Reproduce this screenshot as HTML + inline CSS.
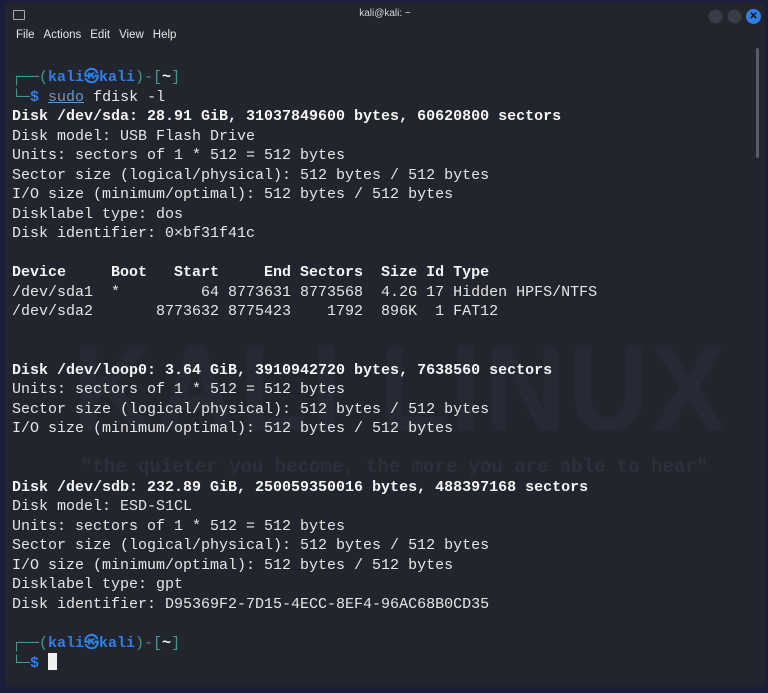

■ ■ ■ ■

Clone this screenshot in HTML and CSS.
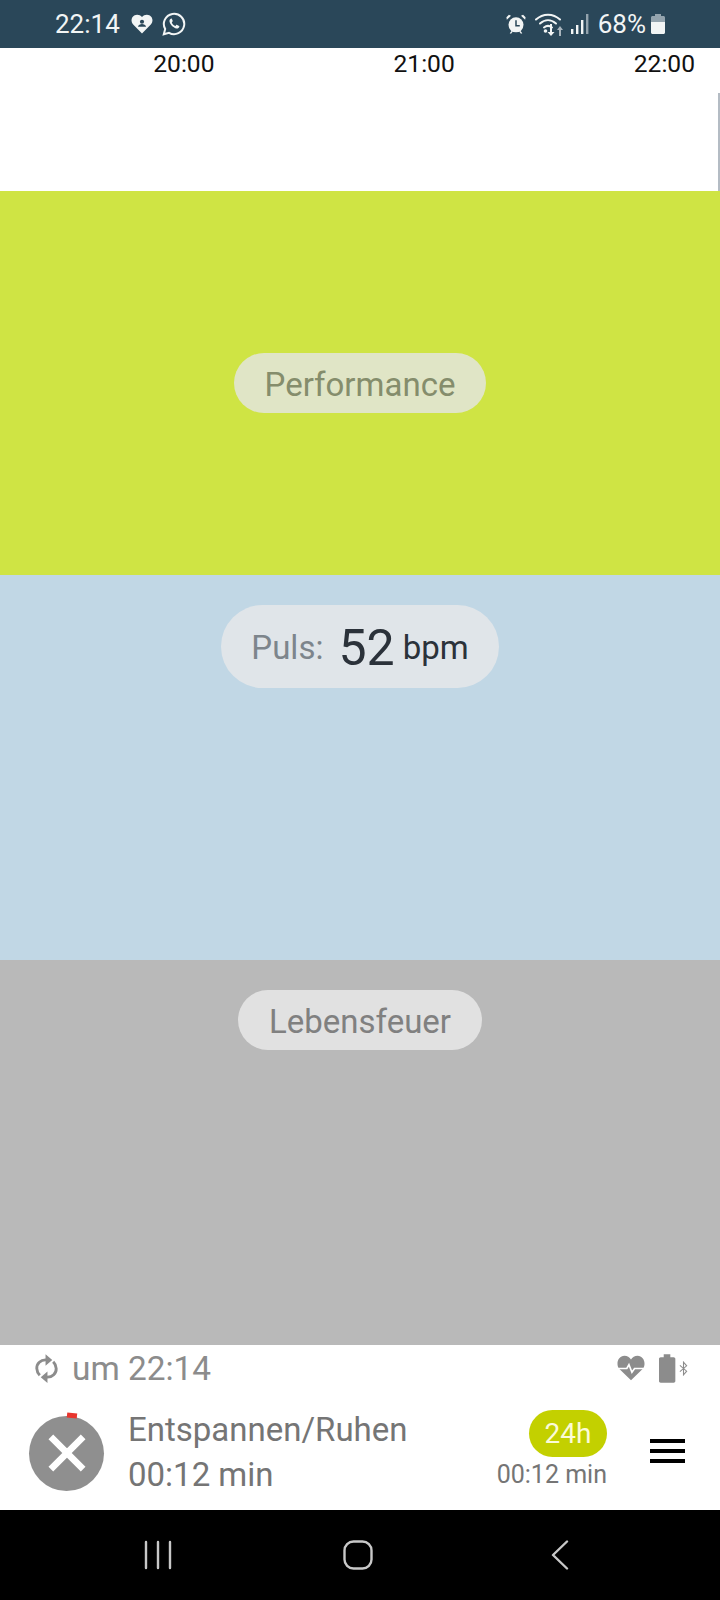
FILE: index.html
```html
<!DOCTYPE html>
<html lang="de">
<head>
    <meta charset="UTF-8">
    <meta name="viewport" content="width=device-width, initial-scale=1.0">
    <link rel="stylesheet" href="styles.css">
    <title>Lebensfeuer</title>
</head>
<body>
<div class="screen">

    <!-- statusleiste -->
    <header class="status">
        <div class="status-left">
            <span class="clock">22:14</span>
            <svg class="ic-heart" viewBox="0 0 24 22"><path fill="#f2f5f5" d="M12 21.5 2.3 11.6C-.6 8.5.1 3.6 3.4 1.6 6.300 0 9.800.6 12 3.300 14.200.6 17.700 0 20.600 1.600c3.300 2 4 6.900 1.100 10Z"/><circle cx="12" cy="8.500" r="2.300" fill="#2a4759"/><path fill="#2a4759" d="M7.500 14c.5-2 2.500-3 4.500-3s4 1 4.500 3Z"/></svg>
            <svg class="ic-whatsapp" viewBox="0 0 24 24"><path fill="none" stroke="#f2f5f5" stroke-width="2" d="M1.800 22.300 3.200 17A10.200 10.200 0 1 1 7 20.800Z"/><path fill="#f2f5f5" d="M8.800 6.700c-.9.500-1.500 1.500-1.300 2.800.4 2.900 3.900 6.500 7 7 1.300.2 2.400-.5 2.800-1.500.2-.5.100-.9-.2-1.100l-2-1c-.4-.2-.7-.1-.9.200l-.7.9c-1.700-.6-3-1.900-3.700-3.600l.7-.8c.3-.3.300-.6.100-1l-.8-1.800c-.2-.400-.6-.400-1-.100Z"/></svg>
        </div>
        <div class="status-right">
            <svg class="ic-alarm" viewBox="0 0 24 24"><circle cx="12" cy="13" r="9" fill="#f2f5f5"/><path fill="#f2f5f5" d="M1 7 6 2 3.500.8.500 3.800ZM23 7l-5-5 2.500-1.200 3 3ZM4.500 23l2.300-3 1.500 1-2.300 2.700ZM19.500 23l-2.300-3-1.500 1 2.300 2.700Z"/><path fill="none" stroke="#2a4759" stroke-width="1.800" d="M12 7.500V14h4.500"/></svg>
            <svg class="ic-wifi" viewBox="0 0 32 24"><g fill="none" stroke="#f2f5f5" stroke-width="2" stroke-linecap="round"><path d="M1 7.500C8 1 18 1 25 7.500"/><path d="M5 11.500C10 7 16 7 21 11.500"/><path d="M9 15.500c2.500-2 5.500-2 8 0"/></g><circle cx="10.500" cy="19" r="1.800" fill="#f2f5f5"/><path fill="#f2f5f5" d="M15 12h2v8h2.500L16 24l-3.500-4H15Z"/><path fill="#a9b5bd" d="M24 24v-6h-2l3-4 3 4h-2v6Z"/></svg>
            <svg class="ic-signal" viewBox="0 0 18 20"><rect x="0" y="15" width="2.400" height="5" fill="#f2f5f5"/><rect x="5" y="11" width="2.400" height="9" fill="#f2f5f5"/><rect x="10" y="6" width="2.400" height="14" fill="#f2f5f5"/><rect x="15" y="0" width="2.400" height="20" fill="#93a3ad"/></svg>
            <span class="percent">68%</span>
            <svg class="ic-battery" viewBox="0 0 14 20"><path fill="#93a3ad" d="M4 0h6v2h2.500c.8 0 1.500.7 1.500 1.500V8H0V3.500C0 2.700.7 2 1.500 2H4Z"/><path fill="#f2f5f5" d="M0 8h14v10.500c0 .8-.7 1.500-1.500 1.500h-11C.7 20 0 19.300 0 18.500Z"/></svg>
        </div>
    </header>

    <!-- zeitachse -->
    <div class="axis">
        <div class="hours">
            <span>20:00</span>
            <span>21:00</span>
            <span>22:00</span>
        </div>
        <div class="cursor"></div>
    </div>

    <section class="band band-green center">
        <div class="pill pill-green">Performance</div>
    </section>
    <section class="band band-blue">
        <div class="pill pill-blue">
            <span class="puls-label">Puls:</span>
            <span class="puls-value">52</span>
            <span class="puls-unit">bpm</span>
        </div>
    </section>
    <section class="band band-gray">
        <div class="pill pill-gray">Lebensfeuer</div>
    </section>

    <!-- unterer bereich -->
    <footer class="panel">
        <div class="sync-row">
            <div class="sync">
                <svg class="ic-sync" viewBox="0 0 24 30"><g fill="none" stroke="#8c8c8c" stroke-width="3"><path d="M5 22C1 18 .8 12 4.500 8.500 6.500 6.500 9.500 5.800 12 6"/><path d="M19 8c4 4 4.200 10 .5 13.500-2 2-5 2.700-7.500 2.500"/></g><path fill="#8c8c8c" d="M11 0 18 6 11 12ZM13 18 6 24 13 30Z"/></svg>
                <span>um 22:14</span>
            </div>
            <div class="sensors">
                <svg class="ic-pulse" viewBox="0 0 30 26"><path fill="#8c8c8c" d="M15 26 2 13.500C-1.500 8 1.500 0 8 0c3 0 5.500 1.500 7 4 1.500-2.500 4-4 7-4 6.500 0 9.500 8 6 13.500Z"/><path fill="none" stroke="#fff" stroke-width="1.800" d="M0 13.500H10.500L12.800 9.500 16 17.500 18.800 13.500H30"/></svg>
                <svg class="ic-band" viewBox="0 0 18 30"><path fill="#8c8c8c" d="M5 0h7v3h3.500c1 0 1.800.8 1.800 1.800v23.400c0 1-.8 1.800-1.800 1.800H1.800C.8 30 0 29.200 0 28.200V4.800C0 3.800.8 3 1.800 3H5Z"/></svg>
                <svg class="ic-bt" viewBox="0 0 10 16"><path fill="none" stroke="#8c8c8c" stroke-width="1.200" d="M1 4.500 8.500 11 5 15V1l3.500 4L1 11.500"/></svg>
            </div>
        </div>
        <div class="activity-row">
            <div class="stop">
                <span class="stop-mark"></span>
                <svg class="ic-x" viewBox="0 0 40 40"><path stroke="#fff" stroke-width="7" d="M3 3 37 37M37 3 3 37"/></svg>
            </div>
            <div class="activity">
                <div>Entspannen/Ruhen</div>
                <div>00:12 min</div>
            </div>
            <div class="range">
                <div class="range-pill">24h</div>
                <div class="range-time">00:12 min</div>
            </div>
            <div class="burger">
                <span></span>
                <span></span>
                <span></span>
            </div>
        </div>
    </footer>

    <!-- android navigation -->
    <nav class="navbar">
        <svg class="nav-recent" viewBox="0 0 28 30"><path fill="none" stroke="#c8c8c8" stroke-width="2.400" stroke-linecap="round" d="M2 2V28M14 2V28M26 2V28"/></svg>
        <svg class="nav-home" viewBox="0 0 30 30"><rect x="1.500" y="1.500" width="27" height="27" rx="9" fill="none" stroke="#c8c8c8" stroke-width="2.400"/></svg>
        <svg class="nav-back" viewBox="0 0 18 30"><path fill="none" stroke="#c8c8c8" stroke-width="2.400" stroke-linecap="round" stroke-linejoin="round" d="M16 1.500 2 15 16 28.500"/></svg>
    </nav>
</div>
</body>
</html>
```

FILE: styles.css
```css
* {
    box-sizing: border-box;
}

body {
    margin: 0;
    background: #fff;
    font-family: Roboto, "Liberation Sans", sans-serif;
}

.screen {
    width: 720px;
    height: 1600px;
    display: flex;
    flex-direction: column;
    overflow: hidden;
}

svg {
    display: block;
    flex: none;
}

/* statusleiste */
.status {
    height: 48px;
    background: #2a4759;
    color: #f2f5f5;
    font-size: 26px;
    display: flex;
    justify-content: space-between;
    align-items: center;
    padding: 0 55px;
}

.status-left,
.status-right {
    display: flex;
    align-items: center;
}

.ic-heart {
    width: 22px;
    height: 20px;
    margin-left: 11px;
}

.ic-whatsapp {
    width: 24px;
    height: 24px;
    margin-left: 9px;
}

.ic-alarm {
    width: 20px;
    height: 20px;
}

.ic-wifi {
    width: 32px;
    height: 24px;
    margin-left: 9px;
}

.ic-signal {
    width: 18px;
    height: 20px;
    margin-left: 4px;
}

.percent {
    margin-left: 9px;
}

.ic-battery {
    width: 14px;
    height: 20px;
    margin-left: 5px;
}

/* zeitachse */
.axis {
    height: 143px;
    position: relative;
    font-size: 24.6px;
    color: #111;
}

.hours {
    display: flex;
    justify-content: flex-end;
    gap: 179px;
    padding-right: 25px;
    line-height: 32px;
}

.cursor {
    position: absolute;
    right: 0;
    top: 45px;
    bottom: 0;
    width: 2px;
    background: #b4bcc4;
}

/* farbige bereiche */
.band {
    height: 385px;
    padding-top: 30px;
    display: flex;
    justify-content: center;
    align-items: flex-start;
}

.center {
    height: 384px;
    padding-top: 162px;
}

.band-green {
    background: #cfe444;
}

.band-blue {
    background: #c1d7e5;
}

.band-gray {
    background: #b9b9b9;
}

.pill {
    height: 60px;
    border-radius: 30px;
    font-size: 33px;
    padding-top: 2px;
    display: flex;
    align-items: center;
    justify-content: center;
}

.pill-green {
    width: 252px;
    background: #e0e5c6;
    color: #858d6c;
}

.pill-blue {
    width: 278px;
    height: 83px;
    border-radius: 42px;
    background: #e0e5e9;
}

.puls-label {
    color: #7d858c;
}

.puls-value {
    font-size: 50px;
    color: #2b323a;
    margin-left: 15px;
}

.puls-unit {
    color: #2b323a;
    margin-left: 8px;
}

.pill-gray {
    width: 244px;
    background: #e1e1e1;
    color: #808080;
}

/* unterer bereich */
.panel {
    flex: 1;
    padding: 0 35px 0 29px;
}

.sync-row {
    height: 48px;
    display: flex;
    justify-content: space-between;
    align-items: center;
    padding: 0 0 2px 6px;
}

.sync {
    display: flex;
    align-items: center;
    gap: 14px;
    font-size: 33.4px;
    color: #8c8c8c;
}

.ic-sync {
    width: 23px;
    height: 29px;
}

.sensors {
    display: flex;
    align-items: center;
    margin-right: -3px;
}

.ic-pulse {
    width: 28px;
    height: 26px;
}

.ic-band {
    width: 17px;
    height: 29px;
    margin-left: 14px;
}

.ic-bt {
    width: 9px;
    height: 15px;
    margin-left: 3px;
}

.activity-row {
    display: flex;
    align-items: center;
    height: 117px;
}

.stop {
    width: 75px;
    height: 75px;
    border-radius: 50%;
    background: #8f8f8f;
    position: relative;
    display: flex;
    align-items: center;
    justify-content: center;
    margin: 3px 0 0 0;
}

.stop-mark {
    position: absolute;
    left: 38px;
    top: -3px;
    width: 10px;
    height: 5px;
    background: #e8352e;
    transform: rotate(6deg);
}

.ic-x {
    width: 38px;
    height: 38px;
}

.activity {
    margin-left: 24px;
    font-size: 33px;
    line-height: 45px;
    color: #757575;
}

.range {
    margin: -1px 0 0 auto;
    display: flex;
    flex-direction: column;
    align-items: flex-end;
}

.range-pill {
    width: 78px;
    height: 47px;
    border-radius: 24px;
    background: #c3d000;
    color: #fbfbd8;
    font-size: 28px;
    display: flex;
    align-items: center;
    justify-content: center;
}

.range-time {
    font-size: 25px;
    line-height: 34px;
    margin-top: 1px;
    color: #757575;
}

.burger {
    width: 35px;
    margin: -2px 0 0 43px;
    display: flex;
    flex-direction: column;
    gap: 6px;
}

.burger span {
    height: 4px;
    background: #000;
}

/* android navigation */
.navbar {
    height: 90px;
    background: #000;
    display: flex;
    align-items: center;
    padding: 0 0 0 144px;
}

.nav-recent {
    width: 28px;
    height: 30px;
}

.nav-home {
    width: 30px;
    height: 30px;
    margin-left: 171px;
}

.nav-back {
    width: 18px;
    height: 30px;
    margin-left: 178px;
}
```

■ ■ ■ ■

Show the lines of the records that contain the word "this".

Reproduce this screenshot as HTML + inline CSS.
Clone this screenshot in HTML and CSS.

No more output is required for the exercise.